Publication No. 2 was dubbed Terre Haute News & Report. A multi-segment, anti-Burke effort, it included an 18-by-24-inch poster supporting Burke’s opponent, Duke Bennett, and contained so many errors, space prohibits a list.
The Tribune-Star’s Stephanie Salter filled an entire column with fact checking that debunked just two of the submissions about strip clubs and the Cherry Street parking garage. Marketing executive Brian Miller wrote a guest column for our opinion page that refuted, point by point, accusations that his company “received huge sums” to develop the city’s logo, all for a Burke “whim.”
The most recent incarnation, Vigo County News & Report, primarily targeted Brugnaux. A December 2007 Tribune-Star story by Deb Kelly was referenced in it as evidence that “Brugnaux’s Drug Court is everything that a Court should not be.”
The problem is, except for one word in quotes that was taken from our story, the anonymous summation presents a portrait of Drug Court that is the opposite of what Kelly reported. It also left out the positive testimonials by court participants.
If you have not noticed, this editorial contains the names of several people besides Selliken.
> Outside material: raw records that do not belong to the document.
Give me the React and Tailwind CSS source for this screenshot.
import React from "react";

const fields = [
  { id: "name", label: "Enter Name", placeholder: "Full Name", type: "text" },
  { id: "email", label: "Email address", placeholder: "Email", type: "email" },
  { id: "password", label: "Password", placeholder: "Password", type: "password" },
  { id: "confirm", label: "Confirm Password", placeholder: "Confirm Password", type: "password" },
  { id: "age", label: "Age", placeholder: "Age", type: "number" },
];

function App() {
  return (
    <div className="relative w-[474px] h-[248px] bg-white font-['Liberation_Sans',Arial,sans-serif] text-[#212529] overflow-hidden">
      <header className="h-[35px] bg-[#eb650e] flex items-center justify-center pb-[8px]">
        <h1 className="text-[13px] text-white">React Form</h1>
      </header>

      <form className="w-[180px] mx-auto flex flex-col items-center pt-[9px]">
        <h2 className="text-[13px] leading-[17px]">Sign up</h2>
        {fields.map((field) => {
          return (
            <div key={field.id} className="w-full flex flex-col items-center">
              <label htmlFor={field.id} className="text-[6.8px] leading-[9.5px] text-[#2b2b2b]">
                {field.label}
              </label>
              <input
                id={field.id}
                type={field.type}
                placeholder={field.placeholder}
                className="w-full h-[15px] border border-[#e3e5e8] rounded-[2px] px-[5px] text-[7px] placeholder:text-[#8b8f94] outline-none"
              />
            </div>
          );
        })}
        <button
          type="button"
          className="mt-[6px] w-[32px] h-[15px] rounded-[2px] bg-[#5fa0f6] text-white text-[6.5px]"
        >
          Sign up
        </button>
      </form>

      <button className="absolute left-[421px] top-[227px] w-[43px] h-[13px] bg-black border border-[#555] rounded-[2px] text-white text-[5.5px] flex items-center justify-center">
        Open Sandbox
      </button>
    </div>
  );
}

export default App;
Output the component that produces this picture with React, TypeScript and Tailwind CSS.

The names accompanied news stories and columns in the Tribune-Star. Responsible people and publications own their work. They do not sit in dark, secretive corners and hurl accusations and insults that cannot be challenged or returned. When they make mistakes, they admit them, in print.
Asked why his contributors remain anonymous, Selliken told Loughlin that “some of it is, people feel intimidated to state what they know for fear of retaliation of some kind or another.” The sole example of such retaliation offered by Selliken was “a concerted effort on the part of the not-so good old boys to boycott Pino’s restaurant in order to at least shut me up.”
A boycott? Very scary. You don’t suppose some people might avoid a restaurant Selliken owns because his news sheets have slimed them, their friends, family or business associates?
It is impossible to know what effect Selliken and his nameless band of “truth” tellers actually had on the three elections in which they chose to get down and dirty. Mullican, Burke and Brugnaux were defeated. Then again, the group’s arch enemy, Bob Wright, remains county attorney, Gibson continues to make money and deals, and only two of the nine other candidates the group endorsed this time around managed a victory.
What is clear is that Selliken & Company have raised the cowardly, anonymous political screed to a pernicious art form. By mailing their papers right before an election, giving their targets no time to refute charges, they pollute the public arena of genuine political discourse.
Worse, every time one of their favored candidates does not emphatically and specifically denounce them and their smear sheets, the implied message is that such low tactics are acceptable.
That is bad for politics and bad for the community. What kind of courage does it take to hide from the light and throw verbal bricks at people you don’t like? What kind of “truth” would we read if the bricks were signed?